Five outputs from one raw record. Each output gets its own table or junction row. The relationships between them are explicit, indexable, and queryable.

Graph sync lifecycle

Both content and creators carry a graph_sync_status field with four states.

  • pending is the default for new rows. The graph export job picks these up and writes them to whatever downstream graph store needs them.
  • exported means the export has happened. The row has a graph_node_id and a graph_exported_at timestamp.
  • dirty means the row was updated after export. The next export pass picks up dirty rows and re-syncs them.
  • excluded is for rows that should never enter the graph (spam, broken records, low-quality data). Excluded rows still live in content; they are just filtered out of graph-facing queries.

The state is indexed with a partial index WHERE graph_sync_status IN ('pending', 'dirty') so the export job can find work to do without scanning the whole table. Most rows are exported most of the time, so the partial index stays small.

What this enables

After this layer runs, the rest of the system gets to operate as if all platforms were the same.

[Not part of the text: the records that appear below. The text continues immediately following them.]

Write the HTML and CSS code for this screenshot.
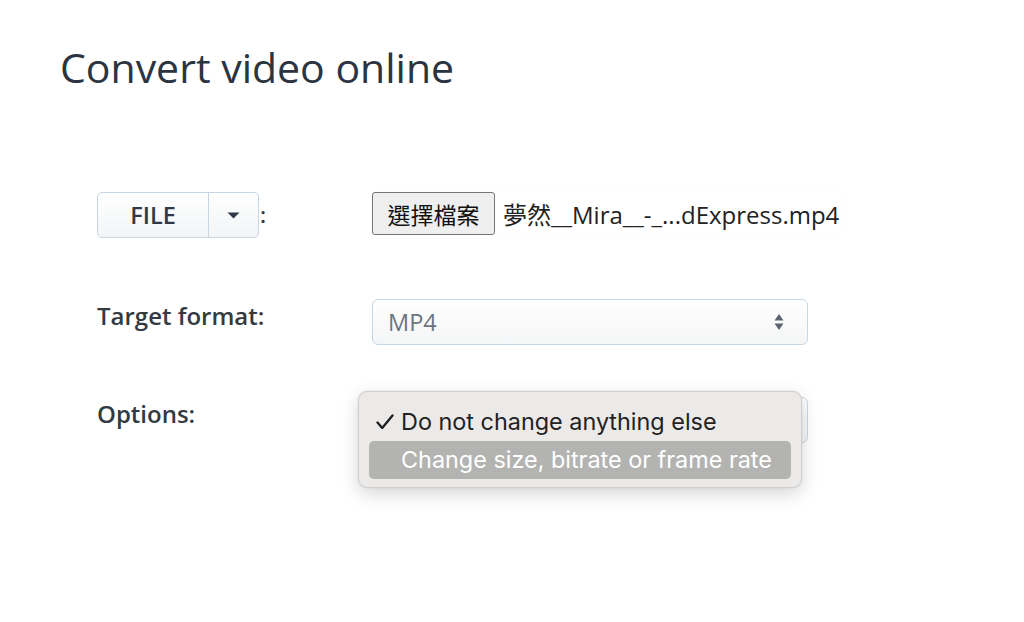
FILE: index.html
```html
<!DOCTYPE html>
<html>
<head>
<meta charset="utf-8">
<link rel="stylesheet" href="styles.css">
</head>
<body>
<div class="page">
  <h1 class="title">Convert video online</h1>
  <div class="form">
    <div class="row row-file">
      <div class="label-cell">
        <div class="btn-group">
          <span class="btn-main">FILE</span>
          <span class="btn-caret"><svg width="13" height="7" viewBox="0 0 13 7"><path d="M0.5 0.5h12L6.5 6.5z" fill="#2f3a48"/></svg></span>
        </div>
        <span class="colon">:</span>
      </div>
      <div class="control-cell">
        <div class="file-input">
          <span class="file-btn">選擇檔案</span>
          <span class="file-name">夢然__Mira__-_...dExpress.mp4</span>
        </div>
      </div>
    </div>
    <div class="row row-format">
      <div class="label-cell"><span class="label">Target format:</span></div>
      <div class="control-cell">
        <div class="select">
          <span class="select-text">MP4</span>
          <svg class="arrows" width="10" height="18" viewBox="0 0 10 18"><path d="M5 1L9.5 7.5H0.5z M5 17L9.5 10.5H0.5z" fill="#5b6470"/></svg>
        </div>
      </div>
    </div>
    <div class="row row-options">
      <div class="label-cell"><span class="label">Options:</span></div>
      <div class="control-cell">
        <div class="select select-hidden"></div>
        <div class="popup">
          <div class="item item-checked"><svg class="check" width="18" height="16" viewBox="0 0 18 16"><path d="M1.5 8.5L6.2 14L16.5 1.5" fill="none" stroke="#1e1e1e" stroke-width="2.3" stroke-linecap="round" stroke-linejoin="round"/></svg>Do not change anything else</div>
          <div class="item item-active">Change size, bitrate or frame rate</div>
        </div>
      </div>
    </div>
  </div>
</div>
</body>
</html>
```
FILE: styles.css
```css
html, body {
  margin: 0;
  padding: 0;
  background: #ffffff;
}
body {
  font-family: "Open Sans", "Noto Sans CJK TC", sans-serif;
  color: #2b3440;
}
.page {
  box-sizing: border-box;
  min-height: 622px;
  padding: 38px 0 0 60px;
}
.title {
  margin: 0;
  font-size: 41px;
  font-weight: 400;
  line-height: 58px;
  color: #2b3440;
}
.form {
  margin-top: 96px;
  padding-left: 37px;
}
.row {
  display: grid;
  grid-template-columns: 275px 440px;
}
.row-file { height: 107px; }
.row-format { height: 98px; }
.row-options { height: 200px; }
.label-cell {
  display: flex;
  align-items: flex-start;
}
.control-cell {
  position: relative;
}
.btn-group {
  display: flex;
  height: 46px;
  box-sizing: border-box;
  border: 1px solid #c8d6e4;
  border-radius: 5px;
  background: linear-gradient(#ffffff, #f2f4f6);
}
.btn-main {
  width: 110px;
  display: flex;
  align-items: center;
  justify-content: center;
  font-weight: 600;
  font-size: 23.5px;
  color: #2f3a48;
  border-right: 1px solid #c8d6e4;
}
.btn-caret {
  width: 49px;
  display: flex;
  align-items: center;
  justify-content: center;
}
.colon {
  font-weight: 600;
  font-size: 22px;
  line-height: 44px;
  margin-left: 1px;
  color: #2f3a48;
}
.file-input {
  display: flex;
  align-items: center;
  width: 468px;
  height: 43px;
  background: #ffffff;
  box-shadow: 0 0 1px rgba(0,0,0,0.06);
}
.file-btn {
  box-sizing: border-box;
  height: 43px;
  width: 123px;
  flex: none;
  display: flex;
  align-items: center;
  justify-content: center;
  background: #efefef;
  border: 1px solid #767676;
  border-radius: 3px;
  font-family: "Noto Sans CJK TC", sans-serif;
  font-size: 23px;
  color: #111;
}
.file-name {
  margin-left: 8px;
  font-size: 24px;
  color: #222;
  white-space: nowrap;
}
.label {
  font-weight: 600;
  font-size: 24px;
  line-height: 34px;
  color: #333a42;
}
.select {
  box-sizing: border-box;
  width: 436px;
  height: 46px;
  border: 1px solid #c9d7e4;
  border-radius: 6px;
  background: linear-gradient(#ffffff, #f4f5f6);
  display: flex;
  align-items: center;
  justify-content: space-between;
  padding: 0 23px 0 15px;
}
.select-text {
  font-size: 23.5px;
  color: #6b7580;
}
.arrows { display: block; }
.popup {
  position: absolute;
  left: -14px;
  top: -6px;
  width: 444px;
  box-sizing: border-box;
  padding: 10px 10px 8px 10px;
  background: #ebeae9;
  border: 1px solid #cfcfcf;
  border-radius: 9px;
  box-shadow: 0 6px 18px rgba(0,0,0,0.16), 0 0 2px rgba(0,0,0,0.1);
  font-family: "Inter", "Open Sans", sans-serif;
}
.item {
  height: 38px;
  line-height: 38px;
  padding-left: 32px;
  font-size: 23.4px;
  color: #222222;
  position: relative;
  border-radius: 5px;
  white-space: nowrap;
}
.item-checked { height: 39px; line-height: 40px; }
.check {
  position: absolute;
  left: 7px;
  top: 12px;
}
.item-active {
  background: #b3b3b2;
  color: #ffffff;
}
```
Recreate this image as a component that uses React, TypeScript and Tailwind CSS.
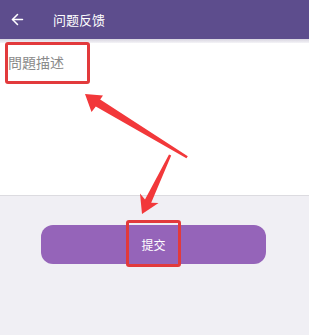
import { ArrowLeft } from "lucide-react";

export default function App() {
  return (
    <main
      className="relative w-[309px] h-[335px] overflow-hidden bg-[#f0eff4]"
      style={{ fontFamily: '"Noto Sans CJK SC", "Noto Sans", sans-serif' }}
    >
      {/* Header */}
      <div className="h-[39px] bg-[#5d4d8d] flex items-center">
        <ArrowLeft className="ml-[9px] w-[17px] h-[17px] text-white" strokeWidth={2.2} />
        <span className="ml-[27px] text-[13px] text-white leading-none">问题反馈</span>
      </div>
      <div className="h-[4px] bg-gradient-to-b from-[#d8d5e0] to-[#f4f3f7]" />

      {/* Textarea */}
      <div className="h-[153px] bg-white border-b border-[#dcdbe0] px-[8px] pt-[6px]">
        <span className="text-[14px] text-[#8a8a8a] leading-none">問題描述</span>
      </div>

      {/* Submit */}
      <button className="mt-[29px] ml-[41px] w-[225px] h-[39px] rounded-[12px] bg-[#9564b9] text-white text-[12px] flex items-center justify-center">
        提交
      </button>

      {/* Annotations */}
      <div className="absolute left-[5px] top-[42px] w-[85px] h-[42px] border-[3px] border-[#e23a3c] rounded-[3px]" />
      <div className="absolute left-[126px] top-[220px] w-[55px] h-[47px] border-[3px] border-[#e23a3c] rounded-[3px]" />
      <svg className="absolute inset-0" width="309" height="335" viewBox="0 0 309 335">
        <polygon
          fill="#f2383a"
          points="85,94 103,95.5 100.2,99.4 187.8,156.2 186.4,158.2 95.8,106.6 91.5,112"
        />
        <polygon
          fill="#f2383a"
          points="142,214 140,193.5 145,199.6 169,154.6 171.2,155.5 151.2,202.8 158.5,203"
        />
      </svg>
    </main>
  );
}
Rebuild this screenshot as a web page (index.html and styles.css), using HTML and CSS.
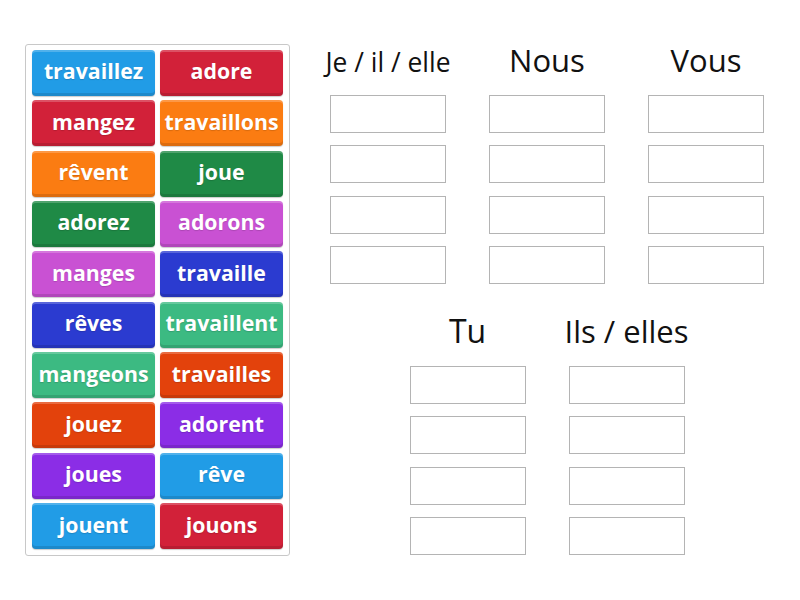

The semantic search pipeline joins vector candidates back to content on weaviate_id and gets uniform engagement, recency, and creator signals without per-platform branches. The narrative cluster job groups content by tag co-occurrence and treats #fitness consistently across the data. The campaign brief endpoint pulls creator stats from creators, content evidence from content, and tag weight from tags and content_tags, all without knowing which platform the content originally came from.

This is the layer agents will rely on without ever seeing it. It is the contract that makes the rest of the surface possible.

The phrase that stays with us inside the team is that AI systems are only as intelligent as their ingestion contracts. Every piece of intelligence the platform offers downstream is a downstream consumer of these tables. Get the contract right and the surface above it gets to be expressive. Get it wrong and every feature inherits the mess.

This is the work that does not show up in a demo. It is also the work that determines whether the demo can scale into a product.